The BCCI has also sweetened the deal, boosting match fees and prize money to reward domestic performers, ensuring the circuit remains a career in itself and not merely a stepping stone.

Conclusion

India’s domestic cricket structure is a beautifully layered pyramid: 38 state teams grinding through the Ranji Trophy, regional champions clashing in the Duleep Trophy, and white-ball specialists rising through the Vijay Hazare and Syed Mushtaq Ali trophies. Every layer filters talent and feeds the next level, which is why India can lose a star to injury and replace him with someone equally hungry. The next time a “surprise” name appears in an India squad, remember: to those who follow the domestic grind, it was never a surprise at all.

Frequently Asked Questions (FAQs)

  1. What is the difference between the Ranji Trophy and the Duleep Trophy? The Ranji Trophy is contested by 38 state teams, while the Duleep Trophy features six zonal teams made up of the best regional performers.
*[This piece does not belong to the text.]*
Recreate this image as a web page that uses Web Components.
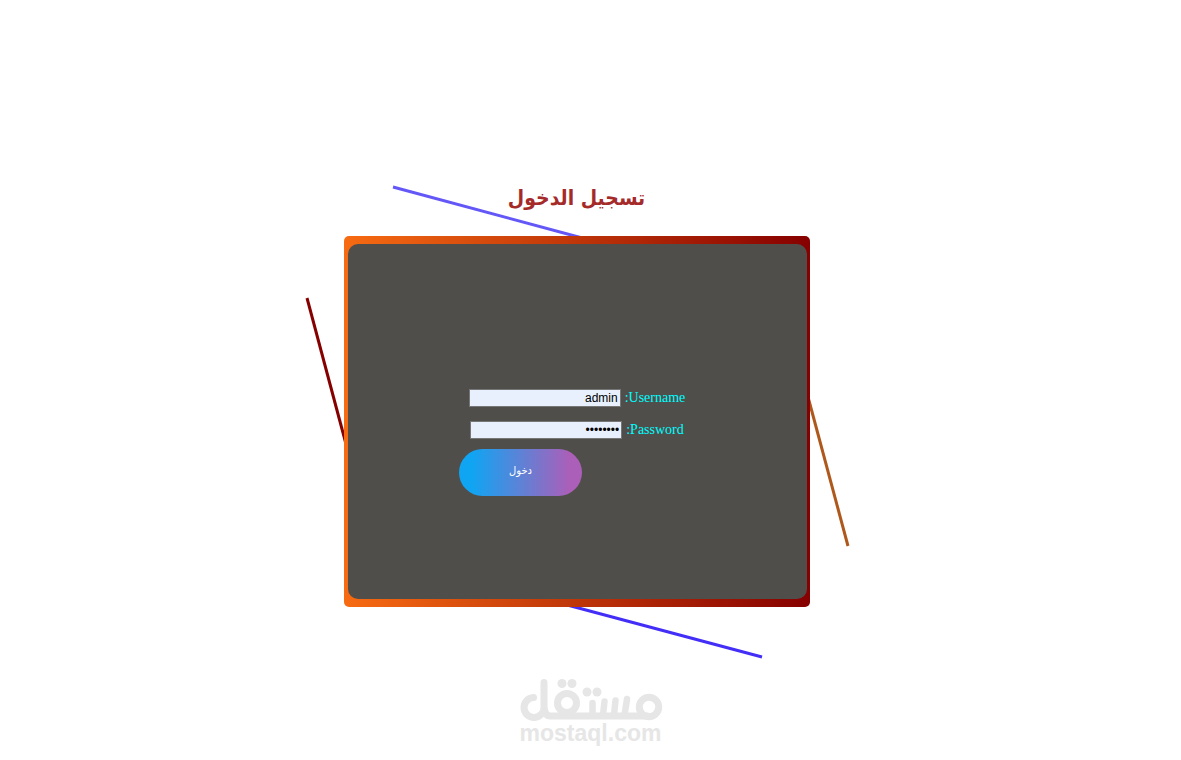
<!DOCTYPE html>
<html lang="ar" dir="rtl">
<head>
<meta charset="utf-8">
<title>تسجيل الدخول</title>
<style>
body { margin: 0; background: #fff; font-family: "Liberation Serif", "DejaVu Sans", serif; }
</style>
</head>
<body>
<login-page>
  <login-card>
    <login-field label="Username" name="username" type="text" value="admin"></login-field>
    <login-field label="Password" name="password" type="password" value="password"></login-field>
    <login-button>دخول</login-button>
  </login-card>
</login-page>
<script>
class BaseElement extends HTMLElement {
  constructor() {
    super();
    this.attachShadow({ mode: "open" }).innerHTML = this.constructor.markup;
  }
}

class LoginPage extends BaseElement {
  static markup = `
    <style>
      :host { display: flex; flex-direction: column; align-items: center; box-sizing: border-box; min-height: 100vh; padding-top: 180px; overflow: hidden; }
      main { display: flex; flex-direction: column; align-items: center; width: 100%; box-sizing: border-box; padding-right: 28px; }
      h1 { position: relative; z-index: 1; margin: 0; height: 56px; line-height: 36px; font-size: 21px; font-weight: 700; color: brown; font-family: "DejaVu Sans Condensed", "DejaVu Sans", sans-serif; }
      site-mark { margin-top: 72px; }
    </style>
    <main><h1>تسجيل الدخول</h1><slot></slot></main>
    <site-mark></site-mark>`;
}

class LoginCard extends BaseElement {
  static markup = `
    <style>
      :host { display: block; position: relative; width: 466px; max-width: 100%; direction: rtl; }
      svg { position: absolute; left: -44px; top: -56px; width: 560px; height: 484px; }
      .frame { position: relative; padding: 8px 3px 8px 4px; border-radius: 5px; background: linear-gradient(to right, #f76b12, #860000); }
      form { display: flex; flex-direction: column; align-items: center; border-radius: 10px; background: #504e4b; padding: 144px 0 103px; gap: 12px; }
      ::slotted(login-button) { margin-top: -3px; }
    </style>
    <svg viewBox="300 180 560 484" fill="none" stroke-width="3" aria-hidden="true">
      <path d="M393 187L586 239" stroke="#6358f7"/>
      <path d="M307 298L350 459" stroke="#860000"/>
      <path d="M804 382L848 546" stroke="#ae581c"/>
      <path d="M556 602L762 657" stroke="#432ef7"/>
    </svg>
    <div class="frame"><form><slot></slot></form></div>`;
}

class LoginField extends BaseElement {
  static markup = `
    <style>
      :host { display: flex; align-items: center; gap: 4px; height: 20px; }
      label { color: #0ff; font-size: 14px; line-height: 20px; }
      input { box-sizing: border-box; width: 152px; height: 18px; margin: 0; padding: 0 2px; border: 1px solid #767676; border-radius: 0; background: #e8f0fe; color: #000; font: 12px "Liberation Sans", sans-serif; }
    </style>
    <label for="box"></label><input id="box">`;
  connectedCallback() {
    const input = this.shadowRoot.querySelector("input");
    this.shadowRoot.querySelector("label").textContent = this.getAttribute("label") + ":";
    input.type = this.getAttribute("type");
    input.name = this.getAttribute("name");
    input.value = this.getAttribute("value");
  }
}

class LoginButton extends BaseElement {
  static markup = `
    <style>
      :host { display: flex; justify-content: flex-end; width: 236px; }
      button { width: 123px; height: 47px; padding: 0 0 4px; border: 0; border-radius: 24px; color: #fff; background: linear-gradient(to right, #0fa5f3 10%, #ab5fb9 90%); font: 11px "DejaVu Sans Condensed", "DejaVu Sans", sans-serif; }
    </style>
    <button type="button"><slot></slot></button>`;
}

class SiteMark extends BaseElement {
  static markup = `
    <style>
      :host { display: flex; flex-direction: column; align-items: center; direction: ltr; color: #e6e6e6; }
      svg { display: block; width: 144px; height: 42px; }
      span { font: 700 23px/24px "Liberation Sans", sans-serif; }
    </style>
    <svg viewBox="518 680 144 42" fill="none" stroke="currentColor" stroke-width="7" stroke-linecap="round" stroke-linejoin="round" aria-hidden="true">
      <path d="M532.500 698.500A10 10 0 1 0 543 708V683.500M543 708Q544 717 549 717H646"/>
      <circle cx="566" cy="704" r="9.500"/>
      <circle cx="648" cy="708" r="9.700"/>
      <path d="M591.500 704V716M603.500 702.500L602 716M614.500 701.500L613 716M626 700L623.500 716" stroke-width="6.500"/>
      <g fill="currentColor" stroke="none"><circle cx="561" cy="684.500" r="4.500"/><circle cx="571" cy="684.500" r="4.500"/><circle cx="586" cy="693" r="4.500"/><circle cx="596" cy="693" r="4.500"/></g>
    </svg>
    <span>mostaql.com</span>`;
}

customElements.define("site-mark", SiteMark);
customElements.define("login-button", LoginButton);
customElements.define("login-field", LoginField);
customElements.define("login-card", LoginCard);
customElements.define("login-page", LoginPage);
</script>
</body>
</html>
Both are first-class (multi-day) tournambetweenents.
  2. How many teams play in the Ranji Trophy? 38 teams compete: 32 in the Elite Group (four groups of eight) and 6 in the Plate Group, with promotion and relegation  them.
  3. What format does the Duleep Trophy follow now? From the 2025-26 season, it returned to the traditional zonal format: six zones playing a straight knockout tournament, with quarterfinals, semifinals and a final.
  4. What is the Irani Cup? A one-off first-class match between the reigning Ranji Trophy champions and a Rest of India side, traditionally played near the start of the season.
  5. Which domestic tournaments cover white-ball cricket in India? The Vijay Hazare Trophy (50 overs) and the Syed Mushtaq Ali Trophy (T20) are India’s premier domestic white-ball competitions.
  6. How do domestic performances lead to Team India selection? Selectors track Ranji and Duleep Trophy numbers for Test spots, and Vijay Hazare and Mushtaq Ali form for white-ball squads, with India A tours acting as the final bridge.